• **RECORDS**
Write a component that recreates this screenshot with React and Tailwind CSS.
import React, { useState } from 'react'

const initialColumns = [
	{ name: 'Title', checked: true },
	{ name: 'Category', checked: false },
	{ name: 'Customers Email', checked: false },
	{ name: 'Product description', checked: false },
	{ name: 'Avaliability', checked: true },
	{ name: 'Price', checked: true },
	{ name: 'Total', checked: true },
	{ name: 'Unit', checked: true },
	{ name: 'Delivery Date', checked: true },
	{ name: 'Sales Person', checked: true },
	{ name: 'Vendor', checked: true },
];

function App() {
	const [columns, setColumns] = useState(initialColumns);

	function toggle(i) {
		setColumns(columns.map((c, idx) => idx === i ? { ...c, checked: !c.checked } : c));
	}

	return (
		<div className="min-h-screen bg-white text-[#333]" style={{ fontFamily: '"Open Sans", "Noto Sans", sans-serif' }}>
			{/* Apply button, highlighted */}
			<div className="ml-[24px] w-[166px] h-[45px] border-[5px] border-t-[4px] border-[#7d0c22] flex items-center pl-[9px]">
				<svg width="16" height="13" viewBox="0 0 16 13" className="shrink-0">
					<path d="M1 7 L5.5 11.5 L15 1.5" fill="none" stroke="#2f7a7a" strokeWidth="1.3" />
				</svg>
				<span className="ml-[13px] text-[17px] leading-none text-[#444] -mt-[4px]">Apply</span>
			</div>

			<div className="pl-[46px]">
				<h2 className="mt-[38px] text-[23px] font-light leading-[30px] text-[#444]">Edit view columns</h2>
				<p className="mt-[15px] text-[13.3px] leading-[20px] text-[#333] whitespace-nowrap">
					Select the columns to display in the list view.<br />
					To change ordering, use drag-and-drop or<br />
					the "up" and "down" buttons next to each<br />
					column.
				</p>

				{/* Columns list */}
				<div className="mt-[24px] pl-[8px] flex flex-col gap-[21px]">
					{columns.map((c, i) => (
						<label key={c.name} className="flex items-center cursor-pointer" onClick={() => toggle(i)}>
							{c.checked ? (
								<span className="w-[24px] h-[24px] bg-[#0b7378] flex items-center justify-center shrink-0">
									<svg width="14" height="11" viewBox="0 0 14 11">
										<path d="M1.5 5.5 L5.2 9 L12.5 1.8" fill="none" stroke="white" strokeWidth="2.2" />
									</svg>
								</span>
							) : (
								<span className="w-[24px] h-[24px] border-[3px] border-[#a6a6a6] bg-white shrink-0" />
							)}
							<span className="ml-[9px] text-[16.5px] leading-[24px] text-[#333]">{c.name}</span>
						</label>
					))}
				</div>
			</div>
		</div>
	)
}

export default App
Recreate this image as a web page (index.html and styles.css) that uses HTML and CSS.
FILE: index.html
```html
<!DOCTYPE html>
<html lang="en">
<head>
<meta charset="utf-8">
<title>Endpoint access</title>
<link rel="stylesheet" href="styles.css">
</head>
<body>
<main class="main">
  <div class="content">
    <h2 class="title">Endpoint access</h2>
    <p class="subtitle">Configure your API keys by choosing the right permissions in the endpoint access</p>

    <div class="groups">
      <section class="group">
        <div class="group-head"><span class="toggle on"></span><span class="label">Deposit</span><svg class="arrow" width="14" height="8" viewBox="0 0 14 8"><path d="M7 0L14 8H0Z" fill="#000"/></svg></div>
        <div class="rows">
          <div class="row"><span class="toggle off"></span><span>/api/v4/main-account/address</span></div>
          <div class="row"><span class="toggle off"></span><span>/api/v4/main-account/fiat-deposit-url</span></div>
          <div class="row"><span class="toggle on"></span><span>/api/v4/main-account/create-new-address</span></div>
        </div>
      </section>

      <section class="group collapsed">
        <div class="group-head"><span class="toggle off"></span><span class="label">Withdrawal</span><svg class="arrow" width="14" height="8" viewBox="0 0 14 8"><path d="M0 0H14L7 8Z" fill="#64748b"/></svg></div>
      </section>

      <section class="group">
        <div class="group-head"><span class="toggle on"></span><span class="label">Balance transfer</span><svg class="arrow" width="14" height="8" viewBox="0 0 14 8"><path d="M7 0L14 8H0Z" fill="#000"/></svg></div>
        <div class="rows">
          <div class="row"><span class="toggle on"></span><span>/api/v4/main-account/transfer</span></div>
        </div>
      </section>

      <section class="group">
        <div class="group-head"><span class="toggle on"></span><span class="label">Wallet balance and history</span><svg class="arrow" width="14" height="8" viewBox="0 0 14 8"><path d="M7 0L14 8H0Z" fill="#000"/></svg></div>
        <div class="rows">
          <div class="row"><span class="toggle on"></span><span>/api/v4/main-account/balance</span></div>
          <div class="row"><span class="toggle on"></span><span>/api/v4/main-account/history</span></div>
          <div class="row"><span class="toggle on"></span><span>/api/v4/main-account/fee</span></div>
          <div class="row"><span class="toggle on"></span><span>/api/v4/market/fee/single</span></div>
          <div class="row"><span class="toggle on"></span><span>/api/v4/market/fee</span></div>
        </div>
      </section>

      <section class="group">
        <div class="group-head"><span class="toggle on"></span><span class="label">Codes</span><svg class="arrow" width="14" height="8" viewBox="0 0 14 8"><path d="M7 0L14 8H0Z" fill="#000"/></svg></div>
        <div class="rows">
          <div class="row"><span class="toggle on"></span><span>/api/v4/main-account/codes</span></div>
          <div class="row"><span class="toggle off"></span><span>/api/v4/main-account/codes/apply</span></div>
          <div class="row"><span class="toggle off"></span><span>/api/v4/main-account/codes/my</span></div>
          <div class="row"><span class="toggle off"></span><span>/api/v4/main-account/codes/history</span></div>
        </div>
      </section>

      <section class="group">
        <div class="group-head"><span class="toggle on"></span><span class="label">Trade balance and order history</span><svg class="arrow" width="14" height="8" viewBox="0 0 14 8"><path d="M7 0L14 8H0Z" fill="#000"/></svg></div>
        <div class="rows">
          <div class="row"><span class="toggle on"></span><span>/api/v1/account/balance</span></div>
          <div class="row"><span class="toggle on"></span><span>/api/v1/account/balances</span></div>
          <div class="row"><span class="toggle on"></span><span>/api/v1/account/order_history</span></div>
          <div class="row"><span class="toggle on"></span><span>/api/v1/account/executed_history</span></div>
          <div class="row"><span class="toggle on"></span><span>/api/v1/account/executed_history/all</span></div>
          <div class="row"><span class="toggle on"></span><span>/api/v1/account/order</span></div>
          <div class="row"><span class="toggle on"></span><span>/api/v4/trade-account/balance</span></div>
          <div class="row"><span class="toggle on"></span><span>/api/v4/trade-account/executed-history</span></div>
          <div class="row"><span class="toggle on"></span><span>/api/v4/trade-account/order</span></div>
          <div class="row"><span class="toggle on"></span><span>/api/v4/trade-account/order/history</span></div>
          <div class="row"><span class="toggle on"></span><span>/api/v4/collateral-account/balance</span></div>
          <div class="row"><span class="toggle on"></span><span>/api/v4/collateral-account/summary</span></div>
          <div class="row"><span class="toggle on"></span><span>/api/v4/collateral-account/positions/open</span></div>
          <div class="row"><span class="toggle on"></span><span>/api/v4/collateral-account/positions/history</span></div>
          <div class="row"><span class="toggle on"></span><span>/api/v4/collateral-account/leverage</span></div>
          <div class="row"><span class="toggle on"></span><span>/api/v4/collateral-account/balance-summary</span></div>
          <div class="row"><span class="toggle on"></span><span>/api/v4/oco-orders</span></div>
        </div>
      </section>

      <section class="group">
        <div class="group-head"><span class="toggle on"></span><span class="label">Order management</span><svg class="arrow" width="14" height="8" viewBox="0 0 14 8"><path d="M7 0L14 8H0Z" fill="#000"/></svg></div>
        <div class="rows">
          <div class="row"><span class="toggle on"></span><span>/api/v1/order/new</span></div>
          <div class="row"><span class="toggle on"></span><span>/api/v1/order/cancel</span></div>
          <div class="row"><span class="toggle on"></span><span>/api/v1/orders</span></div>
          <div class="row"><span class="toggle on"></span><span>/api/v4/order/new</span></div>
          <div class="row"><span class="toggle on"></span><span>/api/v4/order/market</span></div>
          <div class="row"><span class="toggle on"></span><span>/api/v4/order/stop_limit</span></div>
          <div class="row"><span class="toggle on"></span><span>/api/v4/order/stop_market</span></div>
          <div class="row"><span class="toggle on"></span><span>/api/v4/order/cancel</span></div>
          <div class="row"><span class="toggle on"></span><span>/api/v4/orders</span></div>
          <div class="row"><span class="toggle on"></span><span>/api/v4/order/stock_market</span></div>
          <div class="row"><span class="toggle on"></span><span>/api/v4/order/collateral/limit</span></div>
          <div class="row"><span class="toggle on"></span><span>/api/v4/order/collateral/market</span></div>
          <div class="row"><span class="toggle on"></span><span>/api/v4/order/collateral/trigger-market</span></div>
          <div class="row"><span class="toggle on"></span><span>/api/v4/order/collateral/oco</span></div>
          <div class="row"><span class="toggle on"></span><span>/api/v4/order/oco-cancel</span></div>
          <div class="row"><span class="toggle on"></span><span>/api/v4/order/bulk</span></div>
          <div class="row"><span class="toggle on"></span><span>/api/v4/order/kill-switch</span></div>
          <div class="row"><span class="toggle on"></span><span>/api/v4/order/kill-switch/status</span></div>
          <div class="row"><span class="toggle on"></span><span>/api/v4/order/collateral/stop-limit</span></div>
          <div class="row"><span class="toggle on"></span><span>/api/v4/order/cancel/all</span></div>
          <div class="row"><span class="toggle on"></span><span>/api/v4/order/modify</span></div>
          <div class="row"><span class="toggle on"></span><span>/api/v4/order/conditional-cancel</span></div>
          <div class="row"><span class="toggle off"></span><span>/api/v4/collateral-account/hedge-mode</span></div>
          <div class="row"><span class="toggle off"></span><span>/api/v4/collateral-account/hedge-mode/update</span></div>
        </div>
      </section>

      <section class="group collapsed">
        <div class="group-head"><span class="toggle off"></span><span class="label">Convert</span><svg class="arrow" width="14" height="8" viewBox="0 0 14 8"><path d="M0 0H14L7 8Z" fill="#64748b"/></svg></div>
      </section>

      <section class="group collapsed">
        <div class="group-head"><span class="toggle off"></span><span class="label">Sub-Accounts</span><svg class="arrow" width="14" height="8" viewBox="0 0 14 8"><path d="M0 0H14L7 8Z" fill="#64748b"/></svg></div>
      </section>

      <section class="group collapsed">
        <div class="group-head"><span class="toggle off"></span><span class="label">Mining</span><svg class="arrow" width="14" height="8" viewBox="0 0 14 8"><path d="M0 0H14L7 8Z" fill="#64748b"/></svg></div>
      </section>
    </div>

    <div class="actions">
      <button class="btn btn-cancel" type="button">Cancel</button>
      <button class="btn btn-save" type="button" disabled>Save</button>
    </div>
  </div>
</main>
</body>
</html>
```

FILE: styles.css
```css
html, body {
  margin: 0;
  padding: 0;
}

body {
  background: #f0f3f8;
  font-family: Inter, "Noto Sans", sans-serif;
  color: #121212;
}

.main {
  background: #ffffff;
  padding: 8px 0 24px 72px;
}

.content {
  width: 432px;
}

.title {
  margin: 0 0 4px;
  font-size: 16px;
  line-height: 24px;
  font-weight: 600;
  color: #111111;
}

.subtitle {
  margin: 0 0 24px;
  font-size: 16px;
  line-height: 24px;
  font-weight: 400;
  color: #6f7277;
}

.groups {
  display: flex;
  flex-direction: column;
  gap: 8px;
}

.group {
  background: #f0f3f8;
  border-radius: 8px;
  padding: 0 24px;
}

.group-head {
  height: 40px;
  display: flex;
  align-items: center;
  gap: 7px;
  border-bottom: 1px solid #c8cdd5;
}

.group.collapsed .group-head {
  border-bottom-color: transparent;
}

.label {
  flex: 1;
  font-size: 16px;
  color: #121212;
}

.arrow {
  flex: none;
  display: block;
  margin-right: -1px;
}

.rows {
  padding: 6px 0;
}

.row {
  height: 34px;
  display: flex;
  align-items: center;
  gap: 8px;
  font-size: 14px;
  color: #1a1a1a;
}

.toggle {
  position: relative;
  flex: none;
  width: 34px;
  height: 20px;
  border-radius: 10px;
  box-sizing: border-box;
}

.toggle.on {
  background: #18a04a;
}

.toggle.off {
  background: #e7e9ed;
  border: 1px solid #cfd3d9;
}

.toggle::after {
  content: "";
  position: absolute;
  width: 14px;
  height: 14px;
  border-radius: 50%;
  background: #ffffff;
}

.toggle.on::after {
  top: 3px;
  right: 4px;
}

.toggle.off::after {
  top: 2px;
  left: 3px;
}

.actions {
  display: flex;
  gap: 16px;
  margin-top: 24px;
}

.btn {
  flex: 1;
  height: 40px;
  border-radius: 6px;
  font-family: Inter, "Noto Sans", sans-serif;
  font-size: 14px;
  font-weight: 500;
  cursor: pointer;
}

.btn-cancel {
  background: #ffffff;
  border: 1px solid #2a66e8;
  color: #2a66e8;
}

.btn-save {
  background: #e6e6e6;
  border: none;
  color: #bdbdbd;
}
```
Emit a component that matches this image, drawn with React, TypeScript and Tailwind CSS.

• **EXERCISE INSTRUCTIONS**
Go through the records line by line and count those containing the string "component". Give only the total.

• **RESULT FOR THIS TASK**
2